La missione personale di madre Teresa trova una brillante sintesi in quei suoi famosi “biglietti da visita”, come lei li chiamava, sui quali era scritto il pro­cesso ascendente di tutta la sua passione interiore: «Il frutto del silenzio è la pre­ghiera - Il frutto della preghiera è la fede - Il frutto della fede è l’amore - Il frut­to dell’amore è il servizio - Il frutto del servizio è la pace».

 

Per concludere queste riflessioni sulla missione personale di madre Tere­sa, ascoltiamo il racconto che lei stessa ha fatto durante il primo ritiro mon­diale dei sacerdoti:

«Un giorno ci portarono un uomo con metà del corpo divorato dai vermi. Io andai a pulirlo; mentre svolgevo questa mansione, l’uo­mo mi guardò e mi chiese: “Perché ti disturbi a farmi una cosa simile? Tutti gli altri non fanno altro che gettarmi in disparte”. “Ti amo”, risposi: “Ti amo perché Gesù condivide con te la passione. Tu per me sei Gesù che viene sot­to le sue spoglie più dolorose”. Egli domandò: “Anche tu sei partecipe della sua passione?”. “No”, risposi, “partecipo solo alla gioia di amare te e Gesù in te”. Questo gentiluomo indù mi disse: “Sia gloria a Gesù Cristo”. Si era reso conto di essere amato».

Madre Teresa, come grande missionaria, ci fa ritornare spontaneamente all’ispirazione originale che ha avuto il nostro fondatore e al nucleo centrale del nostro carisma missionario. L’Allamano ha avuto una profonda spirituali­tà cristocentrica e ha saputo cogliere, come dato eminente in Gesù, il suo “essere mandato dal Padre”. Per lui la vocazione missionaria è la più elevata proprio perché imita da vicino l’identità di Gesù: «lo stato che è più imitazio­ne di Nostro Signore, che si avvicina di più a Lui, è il più perfetto». E in for­za di questa convinzione indicava a noi questa prospettiva: «Così pure voi, non solo dovete avere lo spirito di Nostro Signore; ma dovete avere i pensieri, le parole, le azione di N. Signore. Voi dovete essere missionari nella testa, nella bocca e nel cuore. Pensateci».

Per il fondatore, l’essere missionari significa essere dei “collaboratori” del­la Redenzione che Gesù continua a operare.
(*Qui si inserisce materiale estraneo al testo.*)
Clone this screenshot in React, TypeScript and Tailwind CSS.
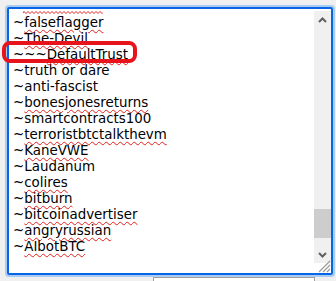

Notiamo: “collaboratori”, non ope­ratori in prima persona, e “collaboratori di Gesù”, coinvolti in un’opera che si svolge attualmente. Il fondatore, parlando della “vocazione apostolica” del missionario, si esprimeva così: «Il missionario è chiamato a cooperare con Dio alla salvezza di quelle anime, che ancora non lo conoscono: a prendere parte attiva a consacrare la sua persona alla grande opera della conversione del mondo. È questa quindi un’opera essenzialmente divina» (cf. IMC, I, 650). E conclu­deva con S. Paolo: «Siamo collaboratori di Dio» (1Cor 3,9).
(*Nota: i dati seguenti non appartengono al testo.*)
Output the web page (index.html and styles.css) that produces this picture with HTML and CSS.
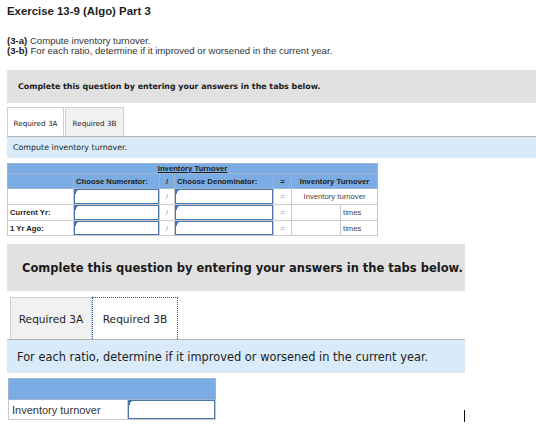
FILE: index.html
```html
<!DOCTYPE html>
<html>
<head>
<meta charset="utf-8">
<link rel="stylesheet" href="styles.css">
</head>
<body>
<div class="page">
  <h1 class="title">Exercise 13-9 (Algo) Part 3</h1>
  <div class="instr">
    <p><b>(3-a)</b> Compute inventory turnover.</p>
    <p><b>(3-b)</b> For each ratio, determine if it improved or worsened in the current year.</p>
  </div>

  <div class="notice">Complete this question by entering your answers in the tabs below.</div>
  <div class="tabs">
    <div class="tab active">Required 3A</div>
    <div class="tab">Required 3B</div>
  </div>
  <div class="prompt">Compute inventory turnover.</div>

  <table class="grid">
    <colgroup>
      <col style="width:66px"><col style="width:86px"><col style="width:15px"><col style="width:99px"><col style="width:18px"><col style="width:49px"><col style="width:37px">
    </colgroup>
    <tr class="h1"><th colspan="7"><u>Inventory Turnover</u></th></tr>
    <tr class="h2">
      <th></th>
      <th class="left">Choose Numerator:</th>
      <th>/</th>
      <th class="left">Choose Denominator:</th>
      <th>=</th>
      <th colspan="2">Inventory Turnover</th>
    </tr>
    <tr class="r">
      <td></td>
      <td class="in"><span class="box"></span></td>
      <td class="op">/</td>
      <td class="in"><span class="box"></span></td>
      <td class="op">=</td>
      <td colspan="2" class="center">Inventory turnover</td>
    </tr>
    <tr class="r">
      <td class="lbl">Current Yr:</td>
      <td class="in"><span class="box"></span></td>
      <td class="op">/</td>
      <td class="in"><span class="box"></span></td>
      <td class="op">=</td>
      <td></td>
      <td class="unit">times</td>
    </tr>
    <tr class="r last">
      <td class="lbl">1 Yr Ago:</td>
      <td class="in"><span class="box"></span></td>
      <td class="op">/</td>
      <td class="in"><span class="box"></span></td>
      <td class="op">=</td>
      <td></td>
      <td class="unit">times</td>
    </tr>
  </table>

  <div class="big">
    <div class="notice2">Complete this question by entering your answers in the tabs below.</div>
    <div class="tabs2">
      <div class="tab2">Required 3A</div>
      <div class="tab2 active2">Required 3B</div>
    </div>
    <div class="prompt2">For each ratio, determine if it improved or worsened in the current year.</div>
    <table class="grid2">
      <colgroup><col style="width:119px"><col style="width:88px"></colgroup>
      <tr class="hh"><th colspan="2"></th></tr>
      <tr class="rr">
        <td class="lbl2">Inventory turnover</td>
        <td class="in"><span class="box"></span></td>
      </tr>
    </table>
  </div>
  <span class="cursor"></span>
</div>
</body>
</html>
```
FILE: styles.css
```css
* { box-sizing: border-box; }
html, body { margin: 0; padding: 0; background: #fff; }
body { width: 536px; height: 424px; overflow: hidden; }
.page { position: relative; padding: 3px 0 0 7px; font-family: "Liberation Sans", Arial, sans-serif; color: #222; }

.title { margin: 0; font-size: 11.4px; line-height: 16px; font-weight: bold; color: #1d1d1d; }

.instr { margin-top: 17px; font-size: 9.6px; line-height: 10px; color: #333; }
.instr p { margin: 0; }
.instr b { color: #222; }

.notice {
  margin-top: 14px; height: 33px; padding-left: 11px;
  display: flex; align-items: center; white-space: nowrap;
  background: #e1e1e1; font-family: "DejaVu Sans", Verdana, sans-serif;
  font-weight: bold; font-size: 7.9px; color: #1a1a1a;
}

.tabs { margin-top: 4px; display: flex; border-bottom: 1px solid #b4b4b4; }
.tab {
  height: 29px; padding-top: 2px; display: flex; align-items: center; justify-content: center;
  border: 1px solid #cfcfcf; border-bottom: none; background: #f1f1f1;
  font-family: "DejaVu Sans", Verdana, sans-serif; font-size: 7.2px; color: #222;
}
.tab:first-child { width: 57px; }
.tab:nth-child(2) { width: 59px; margin-left: 1px; }
.tab.active { background: #fff; }

.prompt {
  height: 21px; padding-left: 6px; display: flex; align-items: center;
  background: #d9ebf9; font-family: "DejaVu Sans", Verdana, sans-serif; font-size: 7.9px; color: #222;
}

.grid {
  margin-top: 5px; border-collapse: collapse; table-layout: fixed; width: 370px;
  font-size: 7.7px; border: 1px solid #a9a9a9;
}
.grid th, .grid td { padding: 0; border: 1px solid #c9c9c9; }
.grid th { background: #7badE4; font-weight: bold; color: #1d1d1d; border-color: #9cb6d2; }
.grid .h1 th { height: 10px; line-height: 9px; text-align: center; border-bottom-color: #9cb6d2; }
.grid .h2 th { height: 15px; text-align: center; }
.grid th.left { text-align: left; padding-left: 2px; }
.grid .r td { height: 16px; }
.grid .r.last td { height: 15px; }
.grid td.lbl { font-weight: bold; padding-left: 2px; color: #1d1d1d; }
.grid td.op { text-align: center; color: #8a8a8a; }
.grid td.center { text-align: center; color: #444; }
.grid td.unit { padding-left: 2px; color: #444; }

td.in { position: relative; padding: 0; }
.box {
  position: absolute; inset: 0; border: 1px solid #4d76a8; background: #fff;
}
.box::before {
  content: ""; position: absolute; left: 0; top: 0;
  border-top: 2px solid #3f6fb5; border-right: 2px solid transparent;
  border-left: 1px solid #3f6fb5; width: 0; height: 2px;
}

.big { margin-top: 8px; width: 458px; }
.notice2 {
  height: 47px; padding-left: 15px; display: flex; align-items: center; white-space: nowrap;
  background: #e1e1e1; font-family: "DejaVu Sans", Verdana, sans-serif;
  font-weight: bold; font-size: 11.5px; color: #1a1a1a;
}
.tabs2 { margin-top: 6px; padding-left: 3px; display: flex; border-bottom: 1px solid #b4b4b4; }
.tab2 {
  height: 42px; display: flex; align-items: center; justify-content: center;
  border: 1px solid #cfcfcf; border-bottom: none; background: #f1f1f1;
  font-family: "DejaVu Sans", Verdana, sans-serif; font-size: 10.6px; color: #222;
  width: 82px;
}
.tab2.active2 { width: 86px; background: #fff; border: 1px dotted #2d5fb0; border-bottom: none; }
.prompt2 {
  height: 33px; padding-left: 10px; display: flex; align-items: center; white-space: nowrap;
  background: #d9ebf9; font-family: "DejaVu Sans", Verdana, sans-serif; font-size: 11.4px; color: #222;
}

.grid2 {
  margin: 5px 0 0 1px; border-collapse: collapse; table-layout: fixed; width: 207px;
  font-size: 11px; border: 1px solid #a9a9a9;
}
.grid2 th, .grid2 td { padding: 0; border: 1px solid #c9c9c9; }
.grid2 .hh th { height: 21px; background: #7badE4; border-color: #9cb6d2; }
.grid2 .rr td { height: 20px; }
.grid2 td.lbl2 { padding-left: 3px; color: #333; }

.cursor { position: absolute; left: 464px; top: 410px; width: 1px; height: 12px; background: #111; }
```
Ci sarebbero ancora tante riflessioni da fare. Non dubito che, durante l’an­no 2006, sia in comunità che personalmente, avremo modo di accostarci al pen­siero di madre Teresa. Confido che quanto vi ho proposto con semplicità diven­ti un incoraggiamento e un aiuto per tutti.

Mi piace concludere con un riferimento esplicito alla Madonna. Madre Tere­sa amava teneramente Maria e si è sentita coinvolta nella sua missione di Madre del Redentore. Ecco il suo pensiero: «Il momento in cui Cristo entrò nella sua vita fu la sua prima comunione. Immediatamente lei corse a offrire Gesù agli altri. Maria fu, in un certo senso, la prima Missionaria della Carità, la prima messagge­ra dell’amore di Dio. Da allora, fino ad oggi, voi e io riceviamo ancora lo stesso Gesù. Anche noi abbiamo, come Maria, il privilegio di portarlo ad altri».
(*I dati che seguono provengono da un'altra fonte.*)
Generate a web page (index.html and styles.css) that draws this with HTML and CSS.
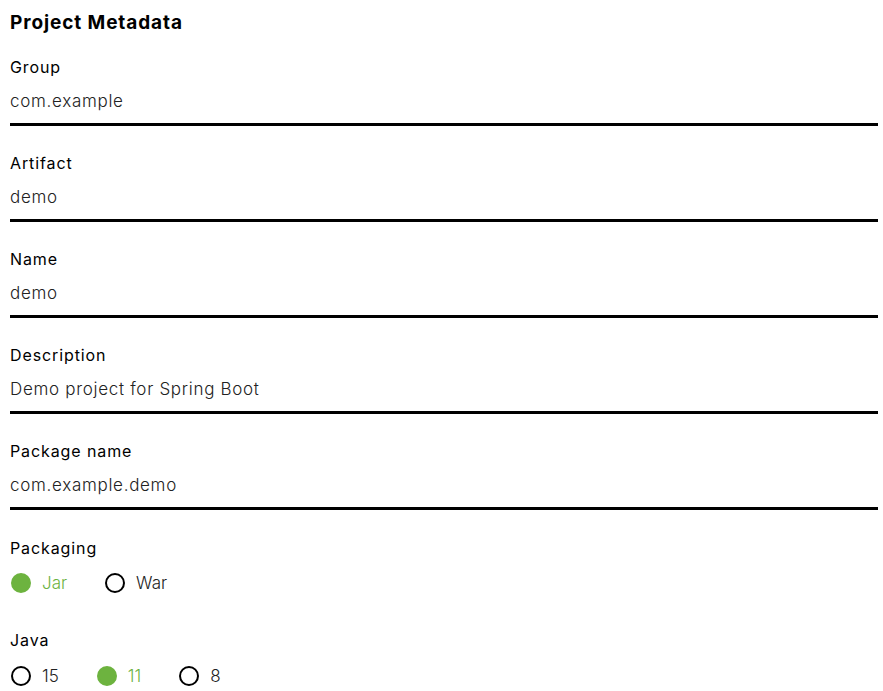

Così madre Teresa pregava la Madonna: «Maria, madre di Gesù, dammi il tuo cuore, tanto bello, tanto puro, tanto immacolato, tanto pieno d’amore e d’u­miltà, cosicché io possa ricevere Gesù nel Pane di Vita, amarlo come tu L’hai amato e servirlo sotto le spoglie del più povero dei poveri».

 

E come non terminare queste pagine senza attingere un’ultima parola dal cuore del nostro Padre? Lui, che ha maturato la fondazione del nostro istituto ai piedi della Consolata, tanto da considerarla la “vera fondatrice”, oggi ancora ci assicura che siamo “figli prediletti” della Consolata e che il nome che ci gloria­mo di portare deve spingerci a divenire ciò che dobbiamo essere. Per il nostro fondatore non ci sono alternative: «Nessuno si fa santo se non è devoto della Madonna (...). Questo è il carattere distintivo di tutti i santi».